The goal of this research is to develop the best model for early client attrition prediction in a bank. Only 10,000 samples of data were used in this investigation, and the data was wildly unbalanced. On the other hand, a real commercial bank would have a lot more data. According to the exploratory research, women 50 years of age and older, primarily in Germany, are the study's target population for reducing attrition. The LR, DT, and RF classifiers were examined under different conditions. After data oversampling, the prediction accuracies of the DT and RF models reached 89% and 90% respectively, which were higher than that of the LR model. Through feature engineering, it was found that balance, age, and complaints have a positive impact on the churn rate, while member status, the number of products, and credit score are negatively correlated with churn.
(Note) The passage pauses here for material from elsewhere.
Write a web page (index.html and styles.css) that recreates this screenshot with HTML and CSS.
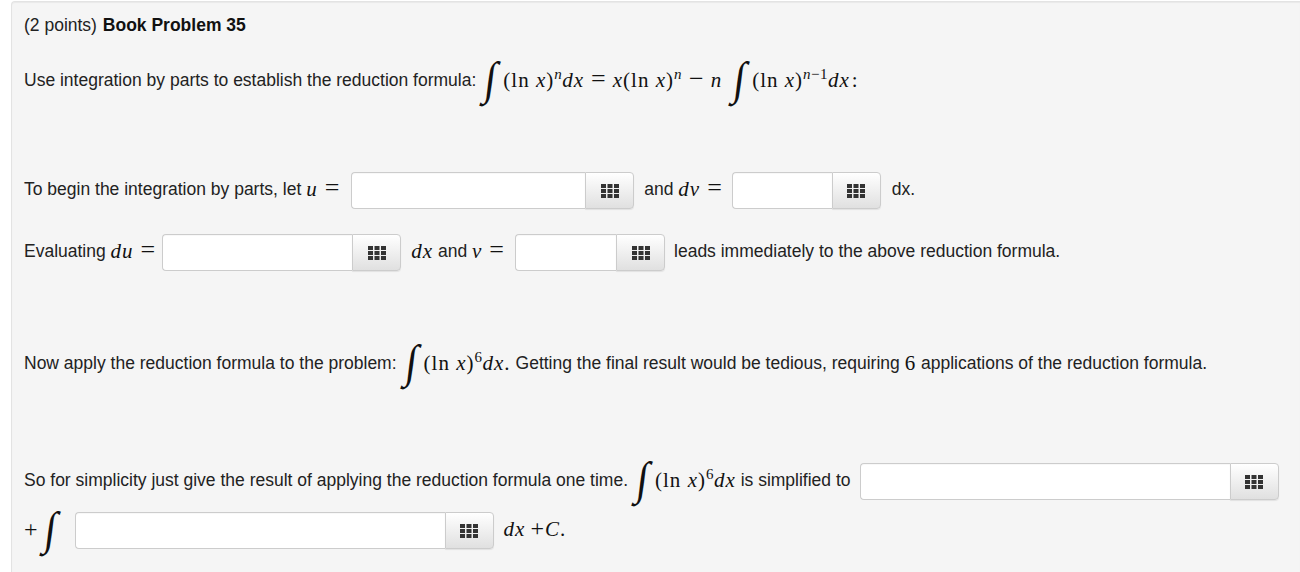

Explore more advanced machine learning algorithms and techniques, such as deep learning frameworks, and attempt to apply them to customer churn prediction to further improve the accuracy and generalization ability of the model. Conduct in-depth research on feature engineering. Besides the existing feature selection and processing methods, explore new feature extraction methods, mine more potentially valuable features, provide more abundant information for the model, and improve prediction performance.

Better apply the constructed customer churn prediction model to actual banking business scenarios, closely integrate it with the bank's customer relationship management system, take timely and effective customer retention measures according to the prediction results, and continuously optimize and adjust the model according to the actual application situation to make it better adapt to the changes in business development and customer needs.